Strain factorization and partitioning in the North Mountain thrust sheet, central Appalachians, U.S.A.

Abstract

By examining finite strain distribution and partitioning strain among deformation mechanisms, a model of thrust sheet deformation is established. The model takes into account kinematic history and environmental conditions. In the North Mountain thrust sheet of northern Virginia, factorizing finite strain into pure and simple shear components shows that the thrust sheet experienced 6–13% pure shear shortening parallel to the transport direction. Thrust-parallel simple shear strains increase slightly from the top of the thrust sheet toward the base. Within 500 m of the floor thrust, however, simple shear values increase markedly toward the basal thrust. This strain pattern occurs throughout the thrust sheet, overprinting earlier imbricate structures. Therefore, the finite strain in the thrust sheet may be modelled as a transport-parallel pure and simple shear applied during the major transport episode, and after thrust sheet imbrication. This transport-related strain overprints a weak layer-parallel shortening that is probably related to earlier passage of the thrust tip. Rocks in the thrust sheet with X/ Z strain ratios greater than 1.35 have a slight crystallographic preferred orientation and are therefore tectonites in a strict sense.
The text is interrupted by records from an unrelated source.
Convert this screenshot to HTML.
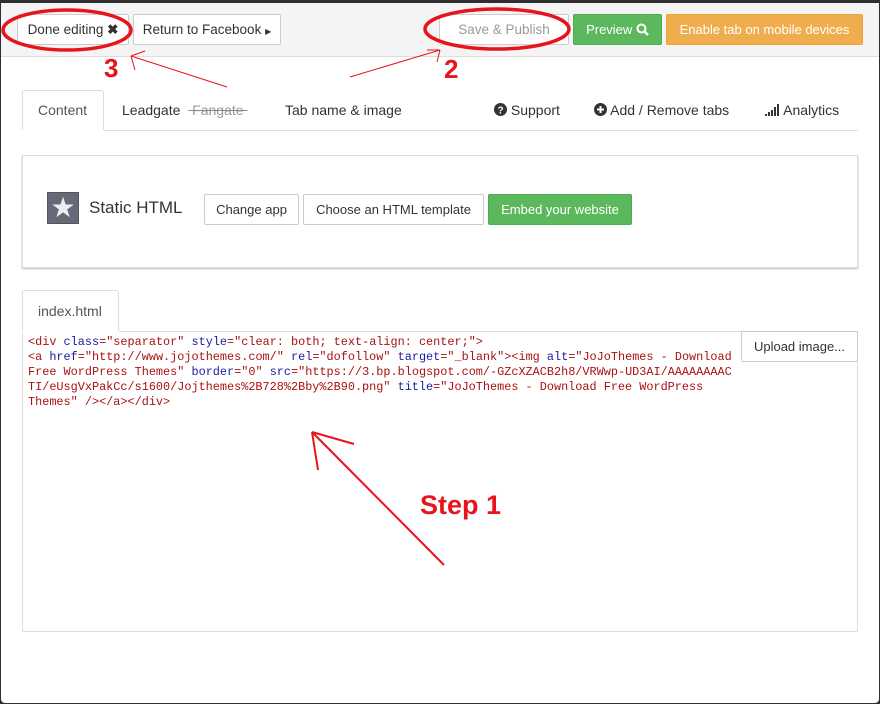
<!DOCTYPE html>
<html><head><meta charset="utf-8"><style>
*{box-sizing:border-box;margin:0;padding:0}
html,body{width:880px;height:704px;overflow:hidden;background:#2f2f2f;font-family:"Liberation Sans",sans-serif;font-size:14px;color:#333}
#page{position:absolute;left:1px;top:3px;width:878px;height:700px;background:#fff;border-radius:0 0 4px 4px}
#bar{position:absolute;left:0;top:0;width:878px;height:54px;background:#f4f4f4;border-bottom:1px solid #ddd}
.btn{position:absolute;height:31px;line-height:29px;border:1px solid #ccc;background:#fff;border-radius:2px;text-align:center;font-size:13px;color:#333;white-space:nowrap}
.g{background:#5cb85c;border-color:#4cae4c;color:#fff}
.o{background:#f0ad4e;border-color:#eea236;color:#fff}
.abs{position:absolute;white-space:nowrap}
pre{position:absolute;left:27px;top:332px;font-family:"Liberation Mono",monospace;font-size:11.85px;line-height:15px;color:#a11}
.k{color:#1a1aa6}
</style></head><body>
<div id="page">
<div id="bar"></div>
<div class="btn" style="left:16px;top:11px;width:112px;font-size:13.5px">Done editing <b>✖</b></div>
<div class="btn" style="left:132px;top:11px;width:148px;font-size:13.5px">Return to Facebook <span style="font-size:8px">▶</span></div>
<div class="btn" style="left:438px;top:11px;width:130px;color:#999;font-size:13.5px">Save &amp; Publish</div>
<div class="btn g" style="left:572px;top:11px;width:89px">Preview <svg width="13" height="13" viewBox="0 0 13 13" style="vertical-align:-2px"><circle cx="5.5" cy="5.5" r="4" stroke="#fff" stroke-width="2" fill="none"/><path d="M8.5 8.5L12 12" stroke="#fff" stroke-width="2.5"/></svg></div>
<div class="btn o" style="left:665px;top:11px;width:197px">Enable tab on mobile devices</div>

<div class="abs" style="left:21px;top:87px;width:82px;height:41px;border:1px solid #ddd;border-bottom:none;background:#fff;border-radius:3px 3px 0 0"></div>
<div class="abs" style="left:21px;top:127px;width:836px;height:1px;background:#ddd"></div>
<div class="abs" style="left:21px;top:127px;width:82px;height:2px;background:#fff"></div>
<div class="abs" style="left:37px;top:99px;color:#555">Content</div>
<div class="abs" style="left:121px;top:99px">Leadgate <span style="color:#999;margin-left:4px;text-decoration:line-through;text-decoration-color:#888">&nbsp;Fangate&nbsp;</span></div>
<div class="abs" style="left:284px;top:99px">Tab name &amp; image</div>
<div class="abs" style="left:493px;top:99px"><svg width="13" height="13" viewBox="0 0 13 13" style="vertical-align:-1px"><circle cx="6.5" cy="6.5" r="6.5" fill="#333"/><text x="6.5" y="10.5" fill="#fff" font-size="10" font-weight="bold" text-anchor="middle" font-family="Liberation Sans">?</text></svg> Support</div>
<div class="abs" style="left:593px;top:99px"><svg width="13" height="13" viewBox="0 0 13 13" style="vertical-align:-1px"><circle cx="6.5" cy="6.5" r="6.5" fill="#333"/><path d="M6.5 3v7M3 6.5h7" stroke="#fff" stroke-width="2"/></svg> Add / Remove tabs</div>
<div class="abs" style="left:764px;top:99px"><svg width="15" height="12" viewBox="0 0 15 12" style="vertical-align:-1px"><rect x="0" y="10" width="2" height="2" fill="#333"/><rect x="3" y="8" width="2" height="4" fill="#333"/><rect x="6" y="6" width="2" height="6" fill="#333"/><rect x="9" y="3" width="2" height="9" fill="#333"/><rect x="12" y="0" width="2" height="12" fill="#333"/></svg> Analytics</div>

<div class="abs" style="left:21px;top:152px;width:836px;height:113px;border:1px solid #ddd;box-shadow:0 1px 2px #bbb"></div>
<div class="abs" style="left:46px;top:189px;width:32px;height:32px;background:#666a78;border:1px solid #555;color:#eee;font-size:28px;line-height:30px;text-align:center">★</div>
<div class="abs" style="left:88px;top:195px;font-size:17px">Static HTML</div>
<div class="btn" style="left:203px;top:191px;width:95px">Change app</div>
<div class="btn" style="left:302px;top:191px;width:181px">Choose an HTML template</div>
<div class="btn g" style="left:487px;top:191px;width:144px">Embed your website</div>

<div class="abs" style="left:21px;top:287px;width:97px;height:42px;border:1px solid #ddd;border-bottom:none;border-radius:3px 3px 0 0;background:#fff"></div>
<div class="abs" style="left:37px;top:300px;color:#555">index.html</div>
<div class="abs" style="left:21px;top:328px;width:836px;height:301px;border:1px solid #ddd"></div>
<div class="abs" style="left:21px;top:328px;width:97px;height:2px;background:#fff"></div>
<div class="btn" style="left:740px;top:328px;width:117px">Upload image...</div>
<pre>&lt;div <span class="k">class</span>=<span>"separator"</span> <span class="k">style</span>="clear: both; text-align: center;"&gt;
&lt;a <span class="k">href</span>="http://www.jojothemes.com/" <span class="k">rel</span>="dofollow" <span class="k">target</span>="_blank"&gt;&lt;img <span class="k">alt</span>="JoJoThemes - Download
Free WordPress Themes" <span class="k">border</span>="0" <span class="k">src</span>="https://3.bp.blogspot.com/-GZcXZACB2h8/VRWwp-UD3AI/AAAAAAAAC
TI/eUsgVxPakCc/s1600/Jojthemes%2B728%2Bby%2B90.png" <span class="k">title</span>="JoJoThemes - Download Free WordPress
Themes" /&gt;&lt;/a&gt;&lt;/div&gt;</pre>
</div>
<svg width="880" height="704" style="position:absolute;left:0;top:0" fill="none" stroke="#e8141b">
<ellipse cx="67" cy="30" rx="64" ry="20" stroke-width="3.5"/>
<ellipse cx="497" cy="29" rx="72" ry="20" stroke-width="3.5"/>
<path d="M227 87 L131 56 M131 56 L145 51 M131 56 L135 70" stroke-width="1"/>
<path d="M350 77 L440 50 M440 50 L437 62 M440 50 L427 50" stroke-width="1"/>
<path d="M444 565 L312 432 M312 432 L354 444 M312 432 L318 470" stroke-width="2"/>
<text x="104" y="77" fill="#e8141b" stroke="none" font-family="Liberation Sans" font-weight="bold" font-size="26">3</text>
<text x="444" y="78" fill="#e8141b" stroke="none" font-family="Liberation Sans" font-weight="bold" font-size="26">2</text>
<text x="420" y="514" fill="#e8141b" stroke="none" font-family="Liberation Sans" font-weight="bold" font-size="27">Step 1</text>
</svg>
</body></html>
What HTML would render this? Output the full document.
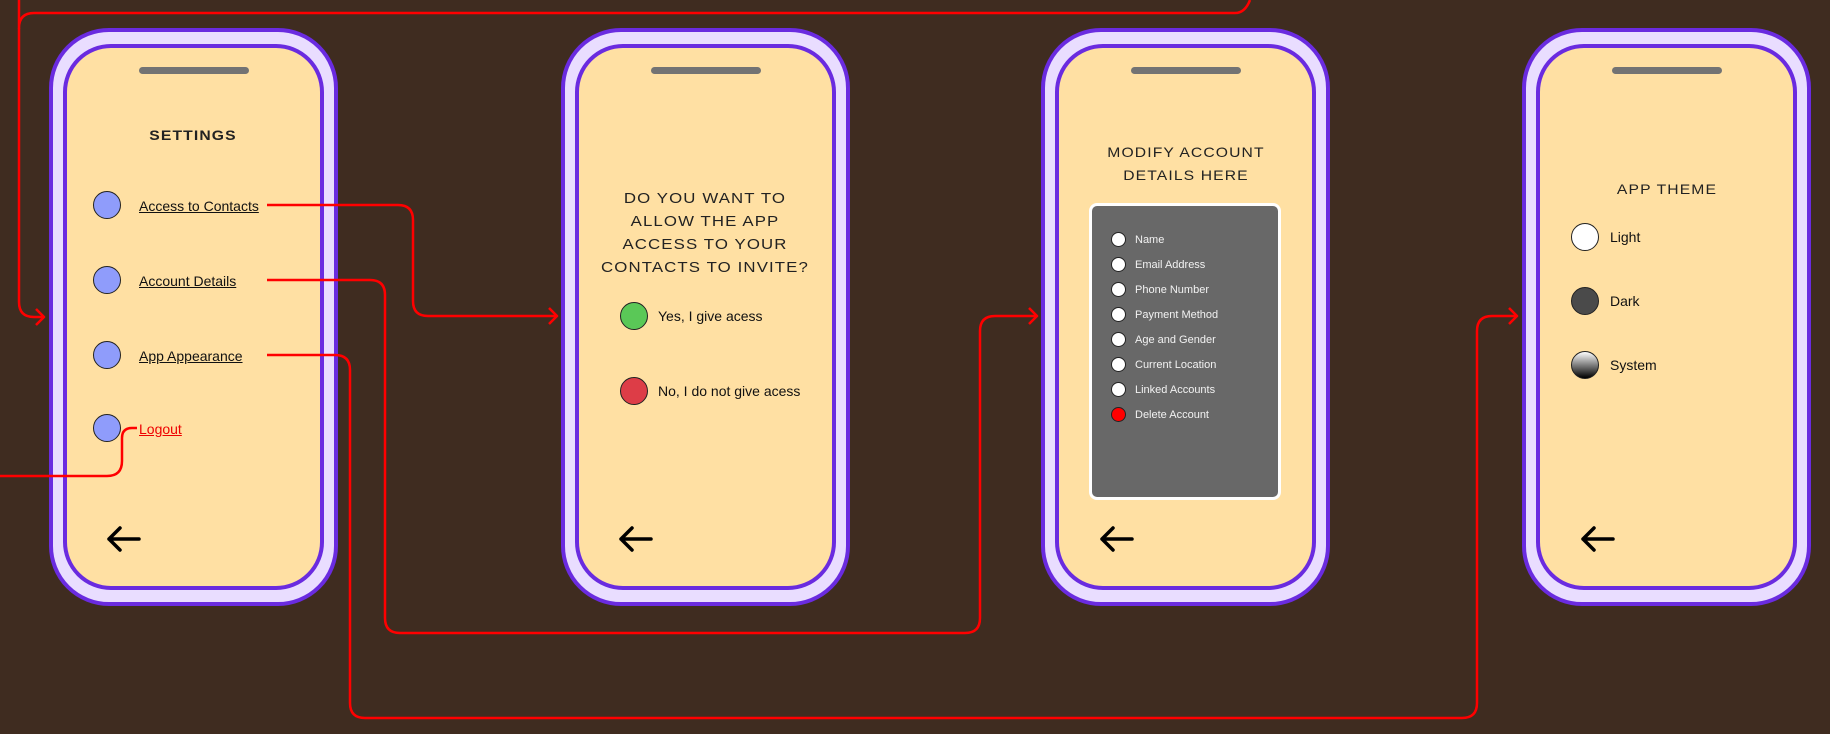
<!DOCTYPE html>
<html><head><meta charset="utf-8"><style>
*{margin:0;padding:0;box-sizing:border-box}
body{width:1830px;height:734px;background:#3f2c20;position:relative;overflow:hidden;font-family:"Liberation Sans",sans-serif}
.ph{position:absolute;top:28px;width:289px;height:578px;background:#e9ddff;border:4px solid #6a2be0;border-radius:60px}
.in{position:absolute;left:10px;top:12px;right:10px;bottom:12px;background:#ffe0a3;border:4px solid #6a2be0;border-radius:48px}
.sp{position:absolute;top:67px;width:110px;height:7px;border-radius:4px;background:#737373}
.t{position:absolute;color:#222;text-align:center;text-transform:uppercase;letter-spacing:1px;font-size:15px;line-height:20px;transform:scaleX(1.12);transform-origin:center;white-space:nowrap}
.c{position:absolute;border:1.5px solid #222;border-radius:50%}
.l{position:absolute;font-size:14px;color:#111;line-height:18px;font-family:"Liberation Sans Narrow","Liberation Sans",sans-serif}
.u{text-decoration:underline}
.box{position:absolute;left:1089px;top:203px;width:192px;height:297px;background:#686868;border:3px solid #fff;border-radius:8px}
.d{position:absolute;width:15px;height:15px;border-radius:50%;background:#fff;border:1px solid #222}
.dl{position:absolute;color:#f2f2f2;font-size:11px;line-height:14px;font-family:"Liberation Sans Narrow","Liberation Sans",sans-serif}
svg.w{position:absolute;left:0;top:0}
</style></head><body>
<div class="ph" style="left:49px"><div class="in"></div></div>
<div class="ph" style="left:561px"><div class="in"></div></div>
<div class="ph" style="left:1041px"><div class="in"></div></div>
<div class="ph" style="left:1522px"><div class="in"></div></div>
<div class="sp" style="left:139px"></div>
<div class="sp" style="left:651px"></div>
<div class="sp" style="left:1131px"></div>
<div class="sp" style="left:1612px"></div>

<div class="t" style="left:113px;width:160px;top:125px;font-weight:bold;font-size:14px">Settings</div>
<div class="c" style="left:93px;top:191px;width:28px;height:28px;background:#8f9cfb"></div>
<div class="c" style="left:93px;top:266px;width:28px;height:28px;background:#8f9cfb"></div>
<div class="c" style="left:93px;top:341px;width:28px;height:28px;background:#8f9cfb"></div>
<div class="c" style="left:93px;top:414px;width:28px;height:28px;background:#8f9cfb"></div>
<div class="l u" style="left:139px;top:197px">Access to Contacts</div>
<div class="l u" style="left:139px;top:272px">Account Details</div>
<div class="l u" style="left:139px;top:347px">App Appearance</div>
<div class="l u" style="left:139px;top:420px;color:#e00">Logout</div>

<div class="t" style="left:580px;width:250px;top:187px;line-height:23px;font-size:15px">Do you want to<br>allow the app<br>access to your<br>contacts to invite?</div>
<div class="c" style="left:620px;top:302px;width:28px;height:28px;background:#5ac857"></div>
<div class="c" style="left:620px;top:377px;width:28px;height:28px;background:#dd3d47"></div>
<div class="l" style="left:658px;top:307px">Yes, I give acess</div>
<div class="l" style="left:658px;top:382px">No, I do not give acess</div>

<div class="t" style="left:1096px;width:180px;top:141px;line-height:23px;font-size:14px">Modify account<br>details here</div>
<div class="box"></div>
<div class="d" style="left:1111px;top:232px"></div><div class="dl" style="left:1135px;top:233px">Name</div>
<div class="d" style="left:1111px;top:257px"></div><div class="dl" style="left:1135px;top:258px">Email Address</div>
<div class="d" style="left:1111px;top:282px"></div><div class="dl" style="left:1135px;top:283px">Phone Number</div>
<div class="d" style="left:1111px;top:307px"></div><div class="dl" style="left:1135px;top:308px">Payment Method</div>
<div class="d" style="left:1111px;top:332px"></div><div class="dl" style="left:1135px;top:333px">Age and Gender</div>
<div class="d" style="left:1111px;top:357px"></div><div class="dl" style="left:1135px;top:358px">Current Location</div>
<div class="d" style="left:1111px;top:382px"></div><div class="dl" style="left:1135px;top:383px">Linked Accounts</div>
<div class="d" style="left:1111px;top:407px;background:#f00"></div><div class="dl" style="left:1135px;top:408px">Delete Account</div>

<div class="t" style="left:1597px;width:140px;top:179px;font-size:14px">App Theme</div>
<div class="c" style="left:1571px;top:223px;width:28px;height:28px;background:#fff"></div>
<div class="c" style="left:1571px;top:287px;width:28px;height:28px;background:#4a4a4a"></div>
<div class="c" style="left:1571px;top:351px;width:28px;height:28px;background:linear-gradient(#fff,#000)"></div>
<div class="l" style="left:1610px;top:228px">Light</div>
<div class="l" style="left:1610px;top:292px">Dark</div>
<div class="l" style="left:1610px;top:356px">System</div>

<svg class="w" width="1830" height="734" viewBox="0 0 1830 734" fill="none">
<g stroke="#000" stroke-width="3.5" stroke-linecap="round" stroke-linejoin="round">
<path d="M109 539H139M109 539L120 528M109 539L120 550"/>
<path d="M621 539H651M621 539L632 528M621 539L632 550"/>
<path d="M1102 539H1132M1102 539L1113 528M1102 539L1113 550"/>
<path d="M1583 539H1613M1583 539L1594 528M1583 539L1594 550"/>
</g>
<g stroke="#f00" stroke-width="2.5" stroke-linejoin="round">
<path d="M19 0V28Q19 13 34 13H1235Q1245 13 1250 0"/>
<path d="M19 28V302Q19 317 34 317H44M36 309L44 317L36 325"/>
<path d="M267 205H398Q413 205 413 220V301Q413 316 428 316H557M549 308L557 316L549 324"/>
<path d="M267 280H370Q385 280 385 295V618Q385 633 400 633H965Q980 633 980 618V331Q980 316 995 316H1037M1029 308L1037 316L1029 324"/>
<path d="M267 355H335Q350 355 350 370V703Q350 718 365 718H1462Q1477 718 1477 703V331Q1477 316 1492 316H1517M1509 308L1517 316L1509 324"/>
<path d="M0 476H107Q122 476 122 461V438Q122 428 132 428H137"/>
</g>
</svg>
</body></html>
The distribution of tectonites within the thrust sheet defines a ‘tectonite front’ that is inclined toward the foreland. In the North Mountain thrust sheet the ‘tectonite front’ also generally coincides with the transition to high-temperature deformation mechanisms, and ultimately may parallel a paleo-isotherm within the thrust wedge. Strain partitioning indicates that approximately 70% of the finite strain results from intragranular mechanisms (i.e. dislocation glide, dislocation creep and diffusion mechanisms); 25% results from calcite twinning; and less than 5% resulted from transgranular mechanisms such as pressure solution. In non-tectonites, approximately 50% of the finite strain results from pressure solution and intragranular mechanisms, with the remaining strain due to twinning in calcite.